Like Babe Ruth’s half-century stranglehold atop the all-time home run list in Major League Baseball until Hank Aaron came along, Herve became the leader in lifetime dash wins in 1971. It wasn’t until 41 years later, in July of 2012, that Dave Palone wrestled the top spot away.

“It was very natural for him to drive a horse,” said Yves. “It was like he was sitting in a chair.”

When it came to winning, Herve went to places no driver ever had before. He came to the United States from Canada in the early 1960s and became the first ever to pilot 400 horses to victory lane in a year when he scored 408 times in 1968 on the way to taking his first of 16 North American dash-win crowns.

“There were more trainers driving back then,” said Yves. “Herve was one of the first ones to catch drive. Everyone was trying to get him to drive their horses.”

He pushed the record past 500 – then 600 – wins during the 1970s, and after Mike Lachance set a new mark with 770 victories in 1986, Herve jumped ahead again one year later (with 798) before surpassing the 800-win plateau (814) in 1989.

Herve compiled big numbers as his career hit warp speed while grinding away during the ‘70s driving afternoons at Freehold and evenings at Yonkers and Roosevelt, but he did experience some Grand Circuit success. Among his stakes wins, Herve twice won the Little Brown Jug, with Nansemond (in 1971) and Hot Hitter (1979). Die-hard harness fans will recall the famous photo with Herve standing up in the sulky while on the way to the winner’s circle with Hot Hitter in front of a crowd of better than 40,000 at the fairgrounds in Delaware, Ohio.

“When he won with Nansemond, when he beat Albatross, I was there,” Yves said. “That was something.”

Herve and his seven brothers and two sisters came from humble beginnings. “We grew up on a farm in Angers, Quebec, in a small village,” said Yves. “It was a cow farm but my father got rid of the cows and brought horses in. My father raced horses in the ‘50s.”

For years, railbirds marvelled at how Herve could keep horses alive who raced first-over. “He was the only driver who could go parked the whole way and win,” said Yves. “He could do that because he was relaxing the horse while racing parked. He would keep the horse alive and still win the race.”

Even as he turned 70 and raced sparingly, Herve remained one of the most popular drivers in the game. No one received a bigger ovation than Herve did during the post parade when he drove in his last race in America, the Hall of Fame Invitational Trot at Goshen Historic Track on July 1 of 2012.

In typical Herve fashion, at the very end of his career, he provided one final show-stopping encore.

He drove in six races at Rideau Carlton in October of 2012 and was victorious in three, pushing his lifetime win total to 15,179. His next drive, on August 18, 2013 at Legends Day at Clinton Raceway, would be his last.

“Right away, as soon as he’d sit behind a horse,” said Yves, “he could see the character the horse had.

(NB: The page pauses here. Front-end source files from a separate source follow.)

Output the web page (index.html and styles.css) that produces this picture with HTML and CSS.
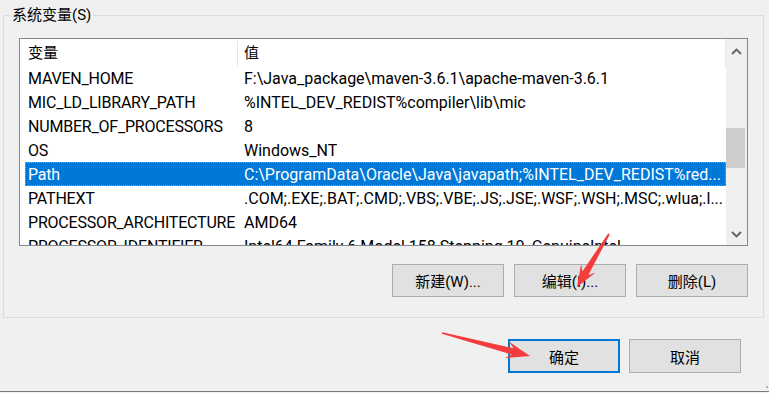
FILE: index.html
```html
<!DOCTYPE html>
<html>
<head>
<meta charset="utf-8">
<title>系统变量</title>
<link rel="stylesheet" href="styles.css">
</head>
<body>
<div class="window">
	<fieldset class="group">
		<legend>系统变量(S)</legend>
		<div class="group-body">
			<div class="list">
				<div class="list-body">
					<div class="list-head">
						<span class="col-name">变量</span>
						<span class="col-value">值</span>
					</div>
					<div class="row"><span class="col-name">MAVEN_HOME</span><span class="col-value">F:\Java_package\maven-3.6.1\apache-maven-3.6.1</span></div>
					<div class="row"><span class="col-name">MIC_LD_LIBRARY_PATH</span><span class="col-value">%INTEL_DEV_REDIST%compiler\lib\mic</span></div>
					<div class="row"><span class="col-name">NUMBER_OF_PROCESSORS</span><span class="col-value">8</span></div>
					<div class="row"><span class="col-name">OS</span><span class="col-value">Windows_NT</span></div>
					<div class="row selected"><span class="col-name">Path</span><span class="col-value">C:\ProgramData\Oracle\Java\javapath;%INTEL_DEV_REDIST%red...</span></div>
					<div class="row"><span class="col-name">PATHEXT</span><span class="col-value">.COM;.EXE;.BAT;.CMD;.VBS;.VBE;.JS;.JSE;.WSF;.WSH;.MSC;.wlua;.l...</span></div>
					<div class="row"><span class="col-name">PROCESSOR_ARCHITECTURE</span><span class="col-value">AMD64</span></div>
					<div class="row"><span class="col-name">PROCESSOR_IDENTIFIER</span><span class="col-value">Intel64 Family 6 Model 158 Stepping 10, GenuineIntel</span></div>
				</div>
				<div class="scrollbar">
					<span class="sb-btn">
						<svg width="11" height="7" viewBox="0 0 11 7"><path d="M1 6 L5.5 1.5 L10 6" fill="none" stroke="#606060" stroke-width="1.8"/></svg>
					</span>
					<span class="sb-track"><span class="sb-thumb"></span></span>
					<span class="sb-btn">
						<svg width="11" height="7" viewBox="0 0 11 7"><path d="M1 1 L5.5 5.5 L10 1" fill="none" stroke="#606060" stroke-width="1.8"/></svg>
					</span>
				</div>
			</div>
			<div class="actions">
				<button class="btn">新建(W)...</button>
				<button class="btn">编辑(I)...</button>
				<button class="btn">删除(L)</button>
			</div>
		</div>
	</fieldset>
	<div class="dialog-actions">
		<button class="btn btn-default">确定</button>
		<button class="btn">取消</button>
	</div>
	<div class="edge"></div>
	<span class="grip"></span>
</div>
<svg class="marks" width="769" height="393" viewBox="0 0 769 393">
	<polygon fill="#f43c3c" points="609.8,234.5 588.2,275.2 595.6,272.5 577,287 581.2,263.8 582.4,271.4 608.2,233.5"/>
	<polygon fill="#f43c3c" points="441.8,333.8 511.8,354.6 504.6,358 530,356 509,341.8 513.6,348.2 442.2,332.2"/>
</svg>
</body>
</html>
```
FILE: styles.css
```css
body{
	margin: 0;
	background: #f0f0f0;
	font-family: Roboto, "Noto Sans CJK SC", sans-serif;
	font-size: 16px;
	color: #000;
	overflow: hidden;
}
.window{
	position: relative;
	width: 769px;
	height: 393px;
	padding-top: 5px;
	box-sizing: border-box;
}
.group{
	width: 761px;
	margin: 0 0 0 3px;
	padding: 12px 0 20px;
	border: 1px solid #dcdcdc;
	box-sizing: border-box;
	min-inline-size: 0;
}
.group legend{
	margin-left: 6px;
	padding: 0 2px;
	font-size: 15px;
	line-height: 21px;
}
.group-body{
	padding: 0 15px;
}
.list{
	display: flex;
	height: 208px;
	border: 1px solid #828790;
	background: #fff;
	box-sizing: border-box;
}
.list-body{
	flex: 1;
	padding-left: 5px;
	overflow: hidden;
}
.list-head, .row{
	display: flex;
	white-space: nowrap;
}
.list-head{
	height: 27px;
	padding-top: 2px;
	box-sizing: border-box;
	font-size: 15px;
	line-height: 25px;
}
.list-head .col-name{
	width: 213px;
	margin: 0;
	letter-spacing: 0;
	border-right: 1px solid #e5e5e5;
	box-sizing: border-box;
}
.list-head .col-value{
	flex: 1;
	padding-left: 6px;
	border-right: 1px solid #e5e5e5;
}
.row{
	height: 24px;
	line-height: 25px;
}
.col-name{
	width: 212px;
	padding-left: 3px;
	box-sizing: border-box;
	flex: none;
	overflow: hidden;
	letter-spacing: -0.2px;
}
.row .col-value{
	padding-left: 7px;
	overflow: hidden;
}
.row.selected{
	background: #0078d7;
	color: #fff;
	outline: 1px dotted #ff8a2a;
	outline-offset: -1px;
}
.scrollbar{
	display: flex;
	flex-direction: column;
	width: 21px;
	background: #f0f0f0;
}
.sb-btn{
	display: flex;
	align-items: center;
	justify-content: center;
	height: 21px;
	flex: none;
}
.sb-btn:first-child{
	padding-top: 3px;
	box-sizing: border-box;
}
.sb-track{
	flex: 1;
	padding-top: 68px;
}
.sb-thumb{
	display: block;
	width: 19px;
	height: 40px;
	background: #cdcdcd;
}
.actions{
	display: flex;
	justify-content: flex-end;
	gap: 10px;
	margin-top: 18px;
}
.btn{
	width: 112px;
	height: 33px;
	margin: 0;
	padding: 0;
	border: 1px solid #adadad;
	background: #e1e1e1;
	font-family: Roboto, "Noto Sans CJK SC", sans-serif;
	font-size: 15px;
	color: #000;
}
.dialog-actions{
	display: flex;
	justify-content: flex-end;
	gap: 9px;
	margin-top: 21px;
	padding-right: 28px;
}
.dialog-actions .btn{
	height: 34px;
}
.btn-default{
	border: 2px solid #0078d7;
}
.edge{
	height: 2px;
	margin-top: 18px;
	border-top: 1px solid #7a7a7a;
}
.grip{
	position: absolute;
	right: 1px;
	bottom: 5px;
	width: 2px;
	height: 2px;
	background: #b4b4b4;
}
.marks{
	position: absolute;
	left: 0;
	top: 0;
	pointer-events: none;
}
```
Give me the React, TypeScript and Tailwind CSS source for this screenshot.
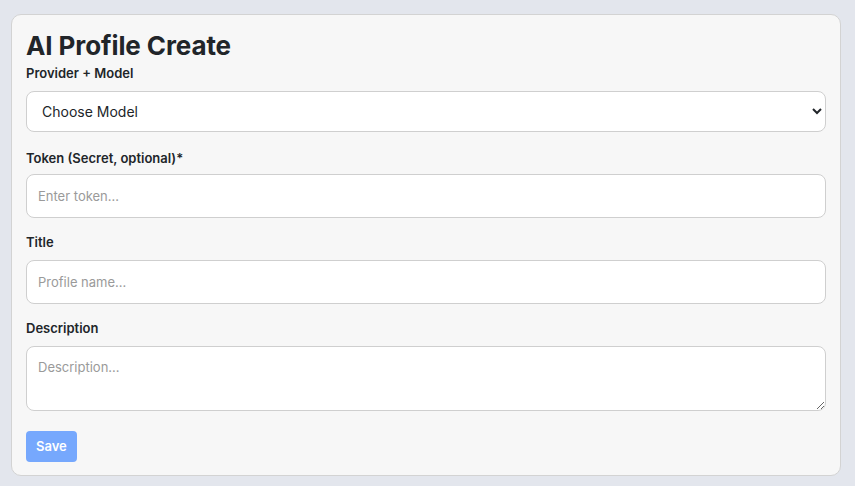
import React, { useState } from 'react';

const App: React.FC = () => {
    const [model, setModel] = useState('');
    const [token, setToken] = useState('');
    const [title, setTitle] = useState('');
    const [description, setDescription] = useState('');

    const canSave = model !== '' && title.trim() !== '';

    return (
        <div className="min-h-screen bg-[#e3e6ed] pl-[11px] pr-[14px] pt-[14px] pb-[10px] font-['Inter',sans-serif] text-[#212529]">
            <div className="bg-[#f7f7f7] border border-[#d3d3d3] rounded-[10px] px-[14px] pt-[14px] pb-[13px]">
                <h1 className="text-[26px] leading-[34px] font-bold tracking-[-0.1px]">AI Profile Create</h1>

                <form onSubmit={(e) => e.preventDefault()} className="flex flex-col">
                    <label className="text-[13px] font-semibold leading-[20px]">Provider + Model</label>
                    <select
                        value={model}
                        onChange={(e) => setModel(e.target.value)}
                        className="mt-[8px] h-[41px] w-full bg-white border border-[#cfcfcf] rounded-[8px] px-[11px] text-[14px] text-[#212529]"
                    >
                        <option value="">Choose Model</option>
                        <option value="openai:gpt-4o">OpenAI / gpt-4o</option>
                        <option value="anthropic:claude">Anthropic / claude</option>
                    </select>

                    <label className="text-[13px] font-semibold leading-[20px] mt-[16px]">Token (Secret, optional)*</label>
                    <input
                        type="password"
                        value={token}
                        onChange={(e) => setToken(e.target.value)}
                        placeholder="Enter token..."
                        className="mt-[6px] h-[44px] w-full bg-white border border-[#cfcfcf] rounded-[8px] px-[11px] text-[13px] placeholder:text-[#9a9a9a] outline-none"
                    />

                    <label className="text-[13px] font-semibold leading-[20px] mt-[14px]">Title</label>
                    <input
                        type="text"
                        value={title}
                        onChange={(e) => setTitle(e.target.value)}
                        placeholder="Profile name..."
                        className="mt-[8px] h-[44px] w-full bg-white border border-[#cfcfcf] rounded-[8px] px-[11px] text-[13px] placeholder:text-[#9a9a9a] outline-none"
                    />

                    <label className="text-[13px] font-semibold leading-[20px] mt-[14px]">Description</label>
                    <textarea
                        value={description}
                        onChange={(e) => setDescription(e.target.value)}
                        placeholder="Description..."
                        className="mt-[8px] h-[65px] w-full bg-white border border-[#cfcfcf] rounded-[8px] px-[11px] py-[11px] text-[13px] leading-[19px] placeholder:text-[#9a9a9a] outline-none"
                    />

                    <div className="mt-[20px]">
                        <button
                            type="submit"
                            disabled={!canSave}
                            className="h-[31px] px-[10px] rounded-[4px] bg-[#0d6efd] disabled:bg-[#76a8fd] text-white text-[13px] font-semibold"
                        >
                            Save
                        </button>
                    </div>
                </form>
            </div>
        </div>
    );
};

export default App;
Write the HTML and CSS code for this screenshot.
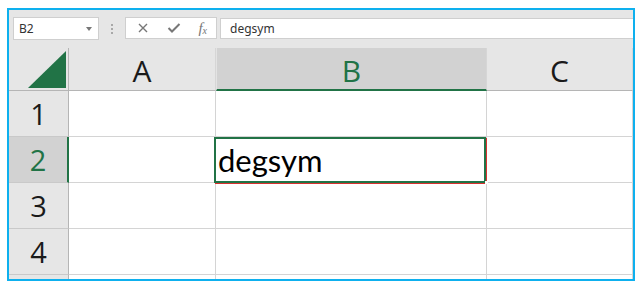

He always was aware of the equipment the horse used. He knew everything about every horse he drove.”

Herve, a member of the Harness Racing Hall of Fame as well as Canada’s Horse Racing Hall of Fame and Canada’s Sports Hall of Fame, is a member of the Order of Canada and is the only person or horse from the standardbred industry to earn the Lou Marsh Trophy given annually to Canada’s top athlete. He earned that honor in 1971.

Anyone in the media who has interviewed Herve has heard him say the following after a big win:

“I’m just a passenger.”

“But he was more than just a passenger,” said Yves.

Indeed.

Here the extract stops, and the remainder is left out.